**THE REQUEST**.
Go through the records underneath and count the lines that include the string "index". Give nothing but the number.

##### TASK INPUTS

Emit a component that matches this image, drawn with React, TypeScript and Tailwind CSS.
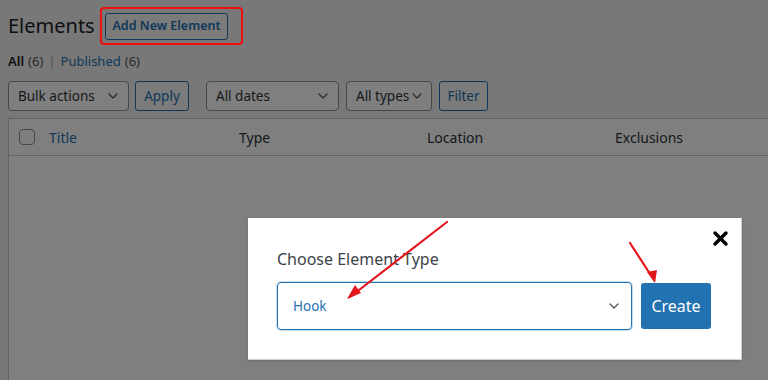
import { ChevronDown } from "lucide-react";

function Select({ label, width }: { label: string; width: string }) {
    return (
        <div
            className={`flex h-[30px] items-center justify-between whitespace-nowrap rounded-[4px] border border-[#8c8f94] bg-white pl-[9px] pr-[7px] text-[13.5px] text-[#2c3338] ${width}`}
        >
            <span>{label}</span>
            <ChevronDown className="h-4 w-4 shrink-0 text-[#50575e]" strokeWidth={2} />
        </div>
    );
}

function OutlineButton({ label, width }: { label: string; width: string }) {
    return (
        <div
            className={`flex h-[30px] items-center justify-center rounded-[3px] border border-[#2271b1] bg-[#f6f7f7] text-[13.5px] text-[#2271b1] ${width}`}
        >
            {label}
        </div>
    );
}

function App() {
    return (
        <div
            className="relative h-[380px] w-[768px] overflow-hidden bg-[#f0f0f1]"
            style={{ fontFamily: '"Noto Sans", "Open Sans", sans-serif' }}
        >
            {/* page */}
            <div className="flex flex-col pl-2">
                <div className="flex h-[52px] items-center">
                    <h1 className="w-[97px] text-[20px] font-normal text-[#1d2327]">Elements</h1>
                    <div className="flex h-[27px] w-[123px] items-center justify-center rounded-[3px] border border-[#2271b1] bg-[#f6f7f7] text-[12.5px] font-semibold text-[#2271b1]">
                        Add New Element
                    </div>
                </div>
                <div className="flex h-[20px] items-center text-[13px] text-[#50575e]">
                    <span className="font-semibold text-[#1d2327]">All</span>
                    <span className="ml-1">(6)</span>
                    <span className="mx-[5px] text-[#a7aaad]">|</span>
                    <span className="text-[#2271b1]">Published</span>
                    <span className="ml-1">(6)</span>
                </div>
                <div className="mt-[9px] flex items-center">
                    <Select label="Bulk actions" width="w-[121px]" />
                    <OutlineButton label="Apply" width="ml-[6px] w-[54px]" />
                    <Select label="All dates" width="ml-[17px] w-[133px]" />
                    <Select label="All types" width="ml-[7px] w-[86px]" />
                    <OutlineButton label="Filter" width="ml-[7px] w-[49px]" />
                </div>
                <div className="mt-[7px] border-l border-t border-[#c3c4c7] bg-white">
                    <div className="flex h-[37px] items-center border-b border-[#c3c4c7] text-[14px] text-[#2c3338]">
                        <div className="ml-[10px] h-4 w-4 rounded-[4px] border border-[#8c8f94] bg-white" />
                        <span className="ml-[14px] w-[190px] text-[#2271b1]">Title</span>
                        <span className="w-[188px]">Type</span>
                        <span className="w-[188px]">Location</span>
                        <span>Exclusions</span>
                    </div>
                    <div className="h-[240px]" />
                </div>
            </div>

            {/* dim overlay */}
            <div className="absolute inset-0 bg-black/50" />

            {/* highlight box around the button */}
            <div className="absolute left-[100px] top-[7px] h-[38px] w-[143px] rounded-[4px] border-2 border-[#ee1111]" />

            {/* modal */}
            <div className="absolute left-[248px] top-[218px] h-[142px] w-[494px] border-r border-b border-[#cfcfcf] bg-white shadow-sm">
                <div className="absolute right-[12px] top-[12px]">
                    <svg width="17" height="17" viewBox="0 0 17 17">
                        <path d="M3 3 L14 14 M14 3 L3 14" stroke="#000" strokeWidth="3.4" strokeLinecap="round" />
                    </svg>
                </div>
                <div className="flex flex-col px-[29px] pt-[29px]">
                    <div className="text-[16px] text-[#3c434a]">Choose Element Type</div>
                    <div className="mt-[11px] flex items-center gap-[9px]">
                        <div className="flex h-[48px] w-[355px] items-center justify-between rounded-[4px] border border-[#2271b1] pl-[15px] pr-[9px] text-[13.5px] text-[#2271b1] shadow-[0_0_0_1px_rgba(34,113,177,0.25)]">
                            <span>Hook</span>
                            <ChevronDown className="h-4 w-4 text-[#50575e]" strokeWidth={2} />
                        </div>
                        <div className="flex h-[46px] w-[70px] items-center justify-center rounded-[3px] bg-[#2271b1] text-[16px] text-white">
                            Create
                        </div>
                    </div>
                </div>
            </div>

            {/* annotation arrows */}
            <svg className="absolute inset-0" width="768" height="380" viewBox="0 0 768 380">
                <g stroke="#e3161d" strokeWidth="2.2" fill="none" strokeLinecap="round">
                    <line x1="447" y1="222" x2="350" y2="297" />
                    <line x1="630" y1="243" x2="654" y2="280" />
                </g>
                <g fill="#e3161d">
                    <polygon points="347,299 355,285 361,293" />
                    <polygon points="655,283 647,272 657,270" />
                </g>
            </svg>
        </div>
    );
}

export default App;
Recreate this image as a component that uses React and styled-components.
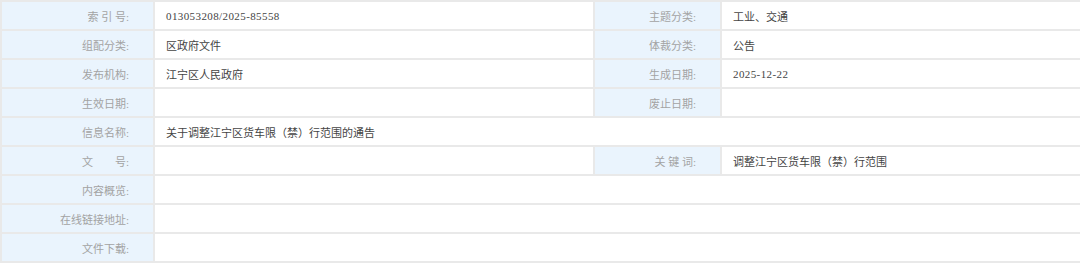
import React from "react";
import styled, { createGlobalStyle } from "styled-components";

const GlobalStyle = createGlobalStyle`
  html, body {
    margin: 0;
    padding: 0;
    background: #fff;
    overflow: hidden;
  }
`;

const Table = styled.div`
  width: 1082px;
  display: grid;
  grid-template-columns: 151px 438px 125px 1fr;
  grid-auto-rows: 27px;
  gap: 2px;
  padding: 2px;
  box-sizing: border-box;
  background: #e9e9e9;
  font-family: "Liberation Serif", "Noto Sans CJK SC", serif;
  font-size: 11px;
`;

const Label = styled.div`
  background: #eaf4fd;
  color: #a3a3a3;
  display: flex;
  align-items: center;
  justify-content: flex-end;
  padding-right: 24px;
  white-space: pre;
`;

const Value = styled.div`
  background: #fff;
  color: #444;
  display: flex;
  align-items: center;
  padding-left: 11px;
  grid-column: ${(p) => (p.$wide ? "2 / 5" : "auto")};
  letter-spacing: ${(p) => (p.$num ? "0.4px" : "0")};
  white-space: pre;
`;

const rows = [
  [["索 引 号:", "013053208/2025-85558"], ["主题分类:", "工业、交通"]],
  [["组配分类:", "区政府文件"], ["体裁分类:", "公告"]],
  [["发布机构:", "江宁区人民政府"], ["生成日期:", "2025-12-22"]],
  [["生效日期:", ""], ["废止日期:", ""]],
  [["信息名称:", "关于调整江宁区货车限（禁）行范围的通告"]],
  [["文　　号:", ""], ["关 键 词:", "调整江宁区货车限（禁）行范围"]],
  [["内容概览:", ""]],
  [["在线链接地址:", ""]],
  [["文件下载:", ""]],
];

export default function App() {
  return (
    <>
      <GlobalStyle />
      <Table>
        {rows.map((row, i) =>
          row.map(([label, value], j) => (
            <React.Fragment key={`${i}-${j}`}>
              <Label>{label}</Label>
              <Value $wide={row.length === 1} $num={/^[\d/-]+$/.test(value)}>
                {value}
              </Value>
            </React.Fragment>
          ))
        )}
      </Table>
    </>
  );
}
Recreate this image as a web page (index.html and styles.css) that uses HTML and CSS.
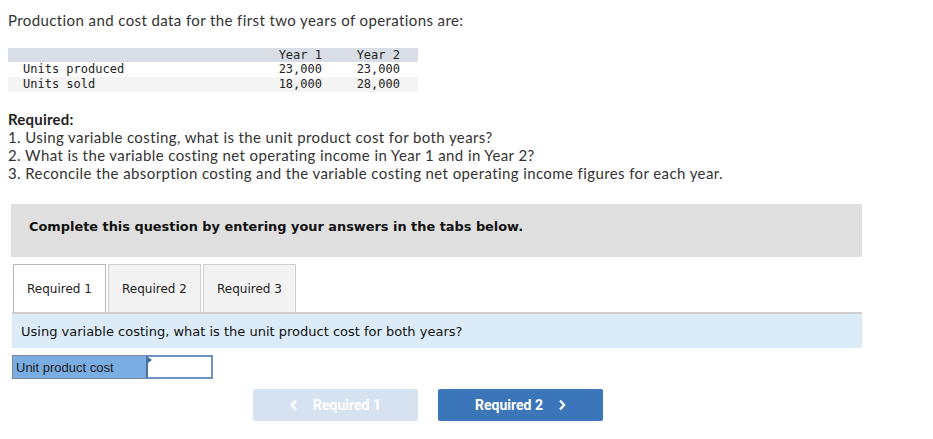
FILE: index.html
```html
<!DOCTYPE html>
<html lang="en">
<head>
<meta charset="utf-8">
<title>Variable costing</title>
<link rel="stylesheet" href="styles.css">
</head>
<body>
<div class="page">
  <p class="intro">Production and cost data for the first two years of operations are:</p>

  <table class="data">
    <thead>
      <tr><th class="c-label"></th><th class="c-num">Year 1</th><th class="c-num">Year 2</th><th class="c-pad"></th></tr>
    </thead>
    <tbody>
      <tr><td class="c-label">Units produced</td><td class="c-num">23,000</td><td class="c-num">23,000</td><td class="c-pad"></td></tr>
      <tr class="alt"><td class="c-label">Units sold</td><td class="c-num">18,000</td><td class="c-num">28,000</td><td class="c-pad"></td></tr>
    </tbody>
  </table>

  <div class="required">
    <div class="req-title">Required:</div>
    <div>1. Using variable costing, what is the unit product cost for both years?</div>
    <div>2. What is the variable costing net operating income in Year 1 and in Year 2?</div>
    <div>3. Reconcile the absorption costing and the variable costing net operating income figures for each year.</div>
  </div>

  <div class="instr">Complete this question by entering your answers in the tabs below.</div>

  <div class="tabs">
    <div class="tab active">Required 1</div>
    <div class="tab">Required 2</div>
    <div class="tab">Required 3</div>
  </div>

  <div class="prompt">Using variable costing, what is the unit product cost for both years?</div>

  <div class="answer-row">
    <div class="ans-label">Unit product cost</div>
    <div class="ans-input"><span class="marker"></span></div>
  </div>

  <div class="nav">
    <button class="btn prev" type="button">
      <svg class="chev" width="8" height="12" viewBox="0 0 8 12"><path d="M6 1.5 L1.8 6 L6 10.5" fill="none" stroke="#fff" stroke-width="2.2"/></svg>
      <span>Required 1</span>
    </button>
    <button class="btn next" type="button">
      <span>Required 2</span>
      <svg class="chev" width="8" height="12" viewBox="0 0 8 12"><path d="M2 1.5 L6.2 6 L2 10.5" fill="none" stroke="#fff" stroke-width="2.2"/></svg>
    </button>
  </div>
</div>
</body>
</html>
```

FILE: styles.css
```css
html, body {
  margin: 0;
  padding: 0;
  background: #fff;
}

.page {
  padding: 11px 0 0 0;
  color: #222;
}

.intro {
  margin: 0 0 0 8px;
  font-family: Lato, "Open Sans", sans-serif;
  font-size: 15px;
  letter-spacing: 0.4px;
  line-height: 18px;
  color: #333;
}

.data {
  margin: 19px 0 0 8px;
  border-collapse: collapse;
  width: 410px;
  font-family: "DejaVu Sans Mono", "Liberation Mono", monospace;
  font-size: 12px;
  color: #222;
}

.data th, .data td {
  padding: 0;
  font-weight: normal;
  white-space: nowrap;
}

.data thead tr {
  background: #d9dde5;
  height: 14px;
  line-height: 14px;
}

.data tbody tr {
  height: 15px;
  line-height: 15px;
}

.data tr.alt {
  background: #f4f4f4;
}

.c-label {
  text-align: left;
  padding-left: 15px !important;
  width: 221px;
}

.c-num {
  text-align: right;
  width: 78px;
}

.c-pad {
  width: 18px;
}

.required {
  margin: 18px 0 0 8px;
  font-family: Lato, "Open Sans", sans-serif;
  font-size: 15px;
  letter-spacing: 0.4px;
  line-height: 18px;
  color: #333;
}

.req-title {
  font-weight: bold;
  letter-spacing: 0.2px;
  color: #222;
}

.instr {
  margin: 22px 0 0 11px;
  width: 851px;
  height: 53px;
  box-sizing: border-box;
  padding: 0 0 8px 18px;
  display: flex;
  align-items: center;
  background: #dfdfdf;
  font-family: "DejaVu Sans", Verdana, sans-serif;
  font-weight: bold;
  font-size: 12.9px;
  color: #111;
}

.tabs {
  display: flex;
  gap: 2px;
  margin: 7px 0 0 13px;
}

.tab {
  width: 93px;
  height: 48px;
  box-sizing: border-box;
  display: flex;
  align-items: center;
  justify-content: center;
  background: #f2f2f2;
  border: 1px solid #cfcfcf;
  border-bottom: none;
  font-family: "DejaVu Sans", Verdana, sans-serif;
  font-size: 12px;
  color: #222;
}

.tab.active {
  background: #fff;
  border-color: #b9b9b9;
}

.prompt {
  margin: 0 0 0 12px;
  width: 850px;
  height: 36px;
  box-sizing: border-box;
  border-top: 2px solid #cfcfcf;
  background: #dbebf8;
  padding: 0 0 0 9px;
  display: flex;
  align-items: center;
  font-family: "DejaVu Sans", Verdana, sans-serif;
  font-size: 13px;
  color: #111;
}

.answer-row {
  display: flex;
  margin: 7px 0 0 12px;
  height: 24px;
}

.ans-label {
  width: 134px;
  box-sizing: border-box;
  background: #7aaee3;
  border: 1px solid #7c8a99;
  border-right: none;
  padding-left: 3px;
  display: flex;
  align-items: center;
  font-family: "Liberation Sans", Arial, sans-serif;
  font-size: 13px;
  color: #1a1a1a;
}

.ans-input {
  position: relative;
  width: 67px;
  box-sizing: border-box;
  background: #fff;
  border: 2px solid #6c93c4;
  border-left: 2px solid #4f6f98;
}

.marker {
  position: absolute;
  left: 0;
  top: 0;
  width: 0;
  height: 0;
  border-top: 3px solid transparent;
  border-bottom: 3px solid transparent;
  border-left: 4px solid #3b6fb0;
}

.nav {
  display: flex;
  gap: 20px;
  margin: 10px 0 0 253px;
}

.btn {
  width: 165px;
  height: 32px;
  border: none;
  border-radius: 2px;
  display: flex;
  align-items: center;
  justify-content: center;
  gap: 15px;
  padding: 0;
  font-family: Roboto, "Liberation Sans", sans-serif;
  font-weight: bold;
  font-size: 14px;
  color: #fff;
}

.btn.prev {
  background: #d6e2f0;
}

.btn.next {
  background: #3a76b9;
}

.chev {
  display: block;
}
```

##########

**FULL OUTPUT**.
2